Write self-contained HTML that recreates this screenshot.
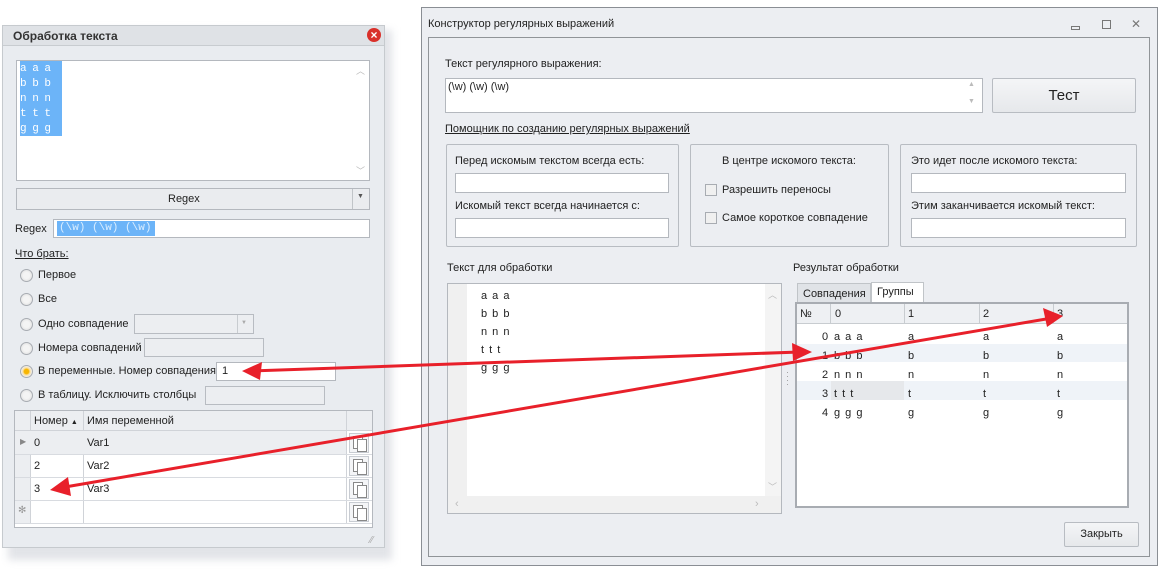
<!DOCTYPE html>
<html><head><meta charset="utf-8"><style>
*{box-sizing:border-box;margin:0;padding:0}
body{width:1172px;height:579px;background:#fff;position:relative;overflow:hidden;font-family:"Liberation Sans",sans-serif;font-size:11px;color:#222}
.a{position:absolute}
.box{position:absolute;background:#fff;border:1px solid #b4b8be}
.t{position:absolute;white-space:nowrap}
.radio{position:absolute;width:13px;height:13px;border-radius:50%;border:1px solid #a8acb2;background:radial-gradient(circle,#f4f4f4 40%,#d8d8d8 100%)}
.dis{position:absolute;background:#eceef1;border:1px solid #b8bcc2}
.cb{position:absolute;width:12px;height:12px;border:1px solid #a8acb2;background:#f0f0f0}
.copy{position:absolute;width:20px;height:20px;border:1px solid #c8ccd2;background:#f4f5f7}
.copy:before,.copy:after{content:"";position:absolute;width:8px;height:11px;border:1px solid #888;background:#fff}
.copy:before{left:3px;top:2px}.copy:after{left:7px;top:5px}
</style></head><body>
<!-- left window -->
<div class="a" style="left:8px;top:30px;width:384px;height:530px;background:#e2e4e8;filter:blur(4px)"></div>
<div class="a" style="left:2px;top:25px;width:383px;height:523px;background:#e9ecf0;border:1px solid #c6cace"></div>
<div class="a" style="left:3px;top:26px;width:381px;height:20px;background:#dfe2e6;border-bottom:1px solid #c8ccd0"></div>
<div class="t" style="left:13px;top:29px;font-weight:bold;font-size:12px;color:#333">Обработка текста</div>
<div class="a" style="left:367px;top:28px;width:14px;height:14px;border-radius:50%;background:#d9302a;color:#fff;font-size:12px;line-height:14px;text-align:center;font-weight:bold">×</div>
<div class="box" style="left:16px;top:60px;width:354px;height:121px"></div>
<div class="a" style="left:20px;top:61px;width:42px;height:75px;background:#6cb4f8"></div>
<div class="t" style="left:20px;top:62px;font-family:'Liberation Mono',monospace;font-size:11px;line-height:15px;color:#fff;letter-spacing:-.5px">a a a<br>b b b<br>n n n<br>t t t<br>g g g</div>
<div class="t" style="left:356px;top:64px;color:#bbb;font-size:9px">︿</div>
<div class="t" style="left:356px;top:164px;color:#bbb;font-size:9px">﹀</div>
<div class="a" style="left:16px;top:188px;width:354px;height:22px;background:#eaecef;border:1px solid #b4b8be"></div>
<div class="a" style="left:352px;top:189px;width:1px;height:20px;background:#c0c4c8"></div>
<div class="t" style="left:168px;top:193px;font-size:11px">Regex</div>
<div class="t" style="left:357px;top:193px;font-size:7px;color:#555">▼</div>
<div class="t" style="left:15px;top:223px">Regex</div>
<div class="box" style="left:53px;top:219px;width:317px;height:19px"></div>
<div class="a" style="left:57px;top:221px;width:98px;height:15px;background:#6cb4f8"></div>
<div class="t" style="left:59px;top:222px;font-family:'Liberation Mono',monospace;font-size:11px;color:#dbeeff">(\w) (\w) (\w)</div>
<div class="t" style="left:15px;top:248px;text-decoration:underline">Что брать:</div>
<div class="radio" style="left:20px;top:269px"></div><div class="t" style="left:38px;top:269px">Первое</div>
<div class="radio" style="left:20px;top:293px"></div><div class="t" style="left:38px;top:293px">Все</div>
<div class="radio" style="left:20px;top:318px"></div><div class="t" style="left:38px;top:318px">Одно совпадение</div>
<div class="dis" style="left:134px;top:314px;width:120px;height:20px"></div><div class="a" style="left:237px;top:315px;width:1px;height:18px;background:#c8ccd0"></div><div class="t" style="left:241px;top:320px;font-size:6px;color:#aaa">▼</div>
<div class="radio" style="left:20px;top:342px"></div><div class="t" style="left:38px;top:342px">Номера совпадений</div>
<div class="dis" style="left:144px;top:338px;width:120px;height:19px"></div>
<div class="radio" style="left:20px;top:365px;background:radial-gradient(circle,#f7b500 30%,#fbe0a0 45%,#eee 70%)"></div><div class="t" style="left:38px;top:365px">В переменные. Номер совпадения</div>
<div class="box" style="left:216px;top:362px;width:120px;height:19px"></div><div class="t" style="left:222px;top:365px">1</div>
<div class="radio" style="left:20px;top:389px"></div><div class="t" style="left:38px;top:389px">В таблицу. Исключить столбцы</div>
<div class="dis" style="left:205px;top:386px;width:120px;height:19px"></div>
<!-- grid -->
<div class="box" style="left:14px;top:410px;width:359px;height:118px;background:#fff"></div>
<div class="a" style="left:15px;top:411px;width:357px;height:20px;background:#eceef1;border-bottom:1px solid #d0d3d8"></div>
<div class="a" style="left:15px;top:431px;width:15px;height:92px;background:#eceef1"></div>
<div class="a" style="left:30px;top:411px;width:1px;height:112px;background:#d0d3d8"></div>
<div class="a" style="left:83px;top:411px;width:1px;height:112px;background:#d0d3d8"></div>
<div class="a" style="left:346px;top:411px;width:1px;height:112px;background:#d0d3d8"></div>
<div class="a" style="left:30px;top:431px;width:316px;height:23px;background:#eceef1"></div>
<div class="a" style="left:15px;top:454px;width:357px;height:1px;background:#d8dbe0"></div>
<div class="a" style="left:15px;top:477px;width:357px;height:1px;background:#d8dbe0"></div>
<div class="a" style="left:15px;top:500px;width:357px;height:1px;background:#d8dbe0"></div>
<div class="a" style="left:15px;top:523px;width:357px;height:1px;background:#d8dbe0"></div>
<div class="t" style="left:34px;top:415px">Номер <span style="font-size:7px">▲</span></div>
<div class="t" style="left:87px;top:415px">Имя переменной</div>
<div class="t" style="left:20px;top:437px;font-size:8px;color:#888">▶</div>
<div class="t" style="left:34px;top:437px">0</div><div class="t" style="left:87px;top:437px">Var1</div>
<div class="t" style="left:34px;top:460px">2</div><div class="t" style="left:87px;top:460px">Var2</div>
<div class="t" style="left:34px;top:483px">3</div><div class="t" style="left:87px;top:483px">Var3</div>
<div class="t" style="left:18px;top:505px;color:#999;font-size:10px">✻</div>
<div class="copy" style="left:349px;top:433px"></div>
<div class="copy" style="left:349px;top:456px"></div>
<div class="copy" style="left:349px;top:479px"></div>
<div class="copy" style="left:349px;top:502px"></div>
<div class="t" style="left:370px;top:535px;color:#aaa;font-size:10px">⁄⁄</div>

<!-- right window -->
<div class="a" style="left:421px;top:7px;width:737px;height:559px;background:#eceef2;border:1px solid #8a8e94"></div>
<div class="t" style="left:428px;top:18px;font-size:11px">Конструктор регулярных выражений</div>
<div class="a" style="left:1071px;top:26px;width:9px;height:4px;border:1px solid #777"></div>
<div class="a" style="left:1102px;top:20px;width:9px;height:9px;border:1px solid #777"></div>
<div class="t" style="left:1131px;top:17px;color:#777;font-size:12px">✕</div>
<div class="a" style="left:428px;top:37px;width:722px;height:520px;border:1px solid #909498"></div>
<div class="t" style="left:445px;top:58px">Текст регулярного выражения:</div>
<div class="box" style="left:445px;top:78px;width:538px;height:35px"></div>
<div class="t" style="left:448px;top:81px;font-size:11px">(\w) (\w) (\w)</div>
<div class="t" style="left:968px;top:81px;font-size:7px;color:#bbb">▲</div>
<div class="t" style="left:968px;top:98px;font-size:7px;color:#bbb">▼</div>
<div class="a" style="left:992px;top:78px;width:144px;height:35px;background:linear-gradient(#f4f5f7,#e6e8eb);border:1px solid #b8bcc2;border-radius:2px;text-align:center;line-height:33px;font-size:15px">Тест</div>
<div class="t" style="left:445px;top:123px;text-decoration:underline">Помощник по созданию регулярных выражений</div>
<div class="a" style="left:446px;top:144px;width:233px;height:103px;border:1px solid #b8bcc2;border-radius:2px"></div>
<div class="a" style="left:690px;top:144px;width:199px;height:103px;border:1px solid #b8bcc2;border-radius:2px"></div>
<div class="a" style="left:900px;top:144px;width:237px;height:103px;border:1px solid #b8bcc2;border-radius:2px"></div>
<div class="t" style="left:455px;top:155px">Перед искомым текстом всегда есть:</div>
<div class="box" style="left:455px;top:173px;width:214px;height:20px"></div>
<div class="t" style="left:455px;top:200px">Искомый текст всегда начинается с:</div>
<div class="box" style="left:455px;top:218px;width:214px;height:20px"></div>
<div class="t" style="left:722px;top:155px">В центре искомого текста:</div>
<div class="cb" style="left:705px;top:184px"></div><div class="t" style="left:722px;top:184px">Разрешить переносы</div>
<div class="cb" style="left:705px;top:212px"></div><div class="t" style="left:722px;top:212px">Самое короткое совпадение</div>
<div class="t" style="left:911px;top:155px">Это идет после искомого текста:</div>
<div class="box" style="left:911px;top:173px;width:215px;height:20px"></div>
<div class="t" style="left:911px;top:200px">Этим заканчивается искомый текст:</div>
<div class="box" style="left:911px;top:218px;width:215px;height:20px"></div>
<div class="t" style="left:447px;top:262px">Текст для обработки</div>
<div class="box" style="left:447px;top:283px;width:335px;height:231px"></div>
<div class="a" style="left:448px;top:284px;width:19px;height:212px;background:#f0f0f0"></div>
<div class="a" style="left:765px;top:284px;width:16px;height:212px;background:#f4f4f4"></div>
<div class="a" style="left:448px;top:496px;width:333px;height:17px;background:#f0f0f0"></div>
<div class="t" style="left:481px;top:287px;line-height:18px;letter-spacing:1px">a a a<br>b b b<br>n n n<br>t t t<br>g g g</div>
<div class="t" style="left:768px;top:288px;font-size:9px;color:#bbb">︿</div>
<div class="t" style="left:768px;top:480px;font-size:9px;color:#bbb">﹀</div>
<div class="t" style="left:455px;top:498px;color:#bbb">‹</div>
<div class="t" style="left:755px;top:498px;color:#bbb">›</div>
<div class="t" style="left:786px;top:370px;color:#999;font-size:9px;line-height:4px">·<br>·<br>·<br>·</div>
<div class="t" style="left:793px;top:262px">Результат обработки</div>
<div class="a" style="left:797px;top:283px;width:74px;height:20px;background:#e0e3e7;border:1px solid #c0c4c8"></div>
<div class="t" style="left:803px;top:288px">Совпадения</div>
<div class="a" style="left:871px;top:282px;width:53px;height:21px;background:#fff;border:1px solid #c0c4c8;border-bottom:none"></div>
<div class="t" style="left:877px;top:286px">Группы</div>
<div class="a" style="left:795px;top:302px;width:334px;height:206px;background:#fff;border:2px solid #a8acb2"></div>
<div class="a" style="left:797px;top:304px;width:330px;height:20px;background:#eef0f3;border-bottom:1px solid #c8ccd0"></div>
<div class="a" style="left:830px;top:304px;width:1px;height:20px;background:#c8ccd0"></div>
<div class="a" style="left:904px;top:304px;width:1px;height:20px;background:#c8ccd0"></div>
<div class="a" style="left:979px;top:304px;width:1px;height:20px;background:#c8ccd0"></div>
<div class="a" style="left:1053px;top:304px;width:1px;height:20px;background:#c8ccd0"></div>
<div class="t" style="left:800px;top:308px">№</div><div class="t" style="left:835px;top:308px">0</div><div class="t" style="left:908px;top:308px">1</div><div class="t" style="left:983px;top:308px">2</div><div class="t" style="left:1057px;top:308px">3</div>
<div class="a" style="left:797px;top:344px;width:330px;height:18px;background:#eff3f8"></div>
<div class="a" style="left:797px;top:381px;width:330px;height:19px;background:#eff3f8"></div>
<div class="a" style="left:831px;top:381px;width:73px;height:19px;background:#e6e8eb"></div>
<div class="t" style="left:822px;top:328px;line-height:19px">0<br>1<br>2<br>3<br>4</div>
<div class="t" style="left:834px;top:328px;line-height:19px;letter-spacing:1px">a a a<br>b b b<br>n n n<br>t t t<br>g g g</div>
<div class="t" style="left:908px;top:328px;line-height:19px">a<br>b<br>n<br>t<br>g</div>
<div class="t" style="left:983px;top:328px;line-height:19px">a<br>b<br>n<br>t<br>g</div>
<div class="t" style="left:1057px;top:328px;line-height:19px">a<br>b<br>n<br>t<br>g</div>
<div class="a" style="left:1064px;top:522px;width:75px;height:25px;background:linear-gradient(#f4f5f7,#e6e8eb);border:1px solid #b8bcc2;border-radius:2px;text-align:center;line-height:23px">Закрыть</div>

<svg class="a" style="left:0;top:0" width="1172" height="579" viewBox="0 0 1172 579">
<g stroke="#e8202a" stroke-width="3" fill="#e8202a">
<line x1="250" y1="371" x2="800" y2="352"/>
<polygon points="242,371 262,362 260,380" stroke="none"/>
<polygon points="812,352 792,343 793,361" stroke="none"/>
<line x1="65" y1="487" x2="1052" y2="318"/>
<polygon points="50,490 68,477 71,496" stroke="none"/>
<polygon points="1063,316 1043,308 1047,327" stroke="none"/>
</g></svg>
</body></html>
---
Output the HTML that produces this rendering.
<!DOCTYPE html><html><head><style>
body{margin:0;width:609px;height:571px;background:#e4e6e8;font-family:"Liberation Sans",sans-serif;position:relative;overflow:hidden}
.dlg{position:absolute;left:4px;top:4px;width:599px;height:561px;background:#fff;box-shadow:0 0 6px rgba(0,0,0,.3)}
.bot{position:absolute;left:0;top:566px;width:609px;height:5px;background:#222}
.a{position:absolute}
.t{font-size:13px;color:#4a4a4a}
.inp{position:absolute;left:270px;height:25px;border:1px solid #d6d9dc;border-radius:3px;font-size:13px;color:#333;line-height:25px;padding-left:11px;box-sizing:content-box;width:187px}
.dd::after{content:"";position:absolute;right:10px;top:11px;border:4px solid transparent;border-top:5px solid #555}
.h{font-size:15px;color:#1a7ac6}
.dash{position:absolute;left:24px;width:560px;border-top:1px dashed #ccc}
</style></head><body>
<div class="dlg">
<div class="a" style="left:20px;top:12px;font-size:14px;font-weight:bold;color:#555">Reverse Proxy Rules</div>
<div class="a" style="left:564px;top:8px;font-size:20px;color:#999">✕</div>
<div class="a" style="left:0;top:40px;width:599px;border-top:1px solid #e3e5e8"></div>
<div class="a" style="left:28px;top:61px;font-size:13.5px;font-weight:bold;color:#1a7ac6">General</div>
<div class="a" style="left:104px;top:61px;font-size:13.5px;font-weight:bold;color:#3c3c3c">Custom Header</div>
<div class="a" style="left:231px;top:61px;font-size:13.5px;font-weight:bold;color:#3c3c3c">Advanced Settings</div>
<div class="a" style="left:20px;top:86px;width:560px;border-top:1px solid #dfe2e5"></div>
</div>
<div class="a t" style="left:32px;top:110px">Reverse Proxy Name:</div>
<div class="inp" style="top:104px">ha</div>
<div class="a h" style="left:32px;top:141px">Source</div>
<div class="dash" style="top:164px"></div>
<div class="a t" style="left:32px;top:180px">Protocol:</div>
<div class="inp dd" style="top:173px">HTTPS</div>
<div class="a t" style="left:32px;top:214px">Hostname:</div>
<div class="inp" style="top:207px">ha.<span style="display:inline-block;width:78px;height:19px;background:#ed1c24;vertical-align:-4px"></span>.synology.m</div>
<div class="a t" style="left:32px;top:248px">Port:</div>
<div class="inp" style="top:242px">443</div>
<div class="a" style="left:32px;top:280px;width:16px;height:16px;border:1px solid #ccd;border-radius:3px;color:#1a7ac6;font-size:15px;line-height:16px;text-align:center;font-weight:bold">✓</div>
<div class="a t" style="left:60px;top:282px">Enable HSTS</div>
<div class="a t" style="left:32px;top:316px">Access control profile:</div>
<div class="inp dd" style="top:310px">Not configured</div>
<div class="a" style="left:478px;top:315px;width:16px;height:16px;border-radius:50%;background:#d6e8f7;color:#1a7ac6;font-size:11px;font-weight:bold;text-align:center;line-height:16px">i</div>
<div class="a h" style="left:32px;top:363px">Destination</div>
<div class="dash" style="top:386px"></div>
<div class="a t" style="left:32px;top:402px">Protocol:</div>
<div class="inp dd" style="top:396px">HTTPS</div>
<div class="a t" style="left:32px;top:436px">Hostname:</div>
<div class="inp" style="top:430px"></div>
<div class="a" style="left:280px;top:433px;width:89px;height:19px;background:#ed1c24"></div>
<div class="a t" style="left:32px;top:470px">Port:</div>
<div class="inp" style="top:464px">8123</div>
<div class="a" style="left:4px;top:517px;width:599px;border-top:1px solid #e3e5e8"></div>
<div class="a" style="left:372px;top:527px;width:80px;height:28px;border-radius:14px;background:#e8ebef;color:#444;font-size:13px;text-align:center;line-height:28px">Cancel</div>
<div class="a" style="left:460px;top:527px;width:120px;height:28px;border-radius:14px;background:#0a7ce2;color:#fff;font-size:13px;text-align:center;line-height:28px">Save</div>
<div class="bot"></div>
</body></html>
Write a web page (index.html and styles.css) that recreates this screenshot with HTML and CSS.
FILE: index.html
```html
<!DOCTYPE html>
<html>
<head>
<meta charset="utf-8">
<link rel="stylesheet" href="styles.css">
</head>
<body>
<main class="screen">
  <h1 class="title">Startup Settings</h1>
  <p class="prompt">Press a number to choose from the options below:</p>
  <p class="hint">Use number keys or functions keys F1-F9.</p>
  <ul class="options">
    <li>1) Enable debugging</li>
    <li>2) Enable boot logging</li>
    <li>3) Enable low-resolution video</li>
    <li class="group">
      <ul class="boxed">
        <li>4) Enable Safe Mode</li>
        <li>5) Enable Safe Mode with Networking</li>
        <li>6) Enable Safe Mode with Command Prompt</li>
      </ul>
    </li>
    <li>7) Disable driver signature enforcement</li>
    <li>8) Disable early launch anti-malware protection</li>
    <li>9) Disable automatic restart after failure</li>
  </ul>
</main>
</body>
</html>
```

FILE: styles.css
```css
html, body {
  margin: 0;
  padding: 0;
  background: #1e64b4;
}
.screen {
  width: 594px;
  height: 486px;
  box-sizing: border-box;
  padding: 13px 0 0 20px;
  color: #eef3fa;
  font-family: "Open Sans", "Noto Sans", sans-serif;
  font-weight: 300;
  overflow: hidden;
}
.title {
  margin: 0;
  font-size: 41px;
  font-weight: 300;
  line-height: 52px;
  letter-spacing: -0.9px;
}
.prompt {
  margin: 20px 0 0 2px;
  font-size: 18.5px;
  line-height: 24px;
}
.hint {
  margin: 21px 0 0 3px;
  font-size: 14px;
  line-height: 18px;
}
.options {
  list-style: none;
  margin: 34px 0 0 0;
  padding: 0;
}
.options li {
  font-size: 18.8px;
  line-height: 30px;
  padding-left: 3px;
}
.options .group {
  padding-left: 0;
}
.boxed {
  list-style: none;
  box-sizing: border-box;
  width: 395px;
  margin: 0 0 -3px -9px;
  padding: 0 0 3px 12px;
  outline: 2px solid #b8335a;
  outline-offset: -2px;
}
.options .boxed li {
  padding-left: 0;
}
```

### WRITTEN PROBLEM
Each line above that holds the string "recreates" should be copied and shown.

### CORRECT RESPONSE
Write self-contained HTML that recreates this screenshot.
Write a web page (index.html and styles.css) that recreates this screenshot with HTML and CSS.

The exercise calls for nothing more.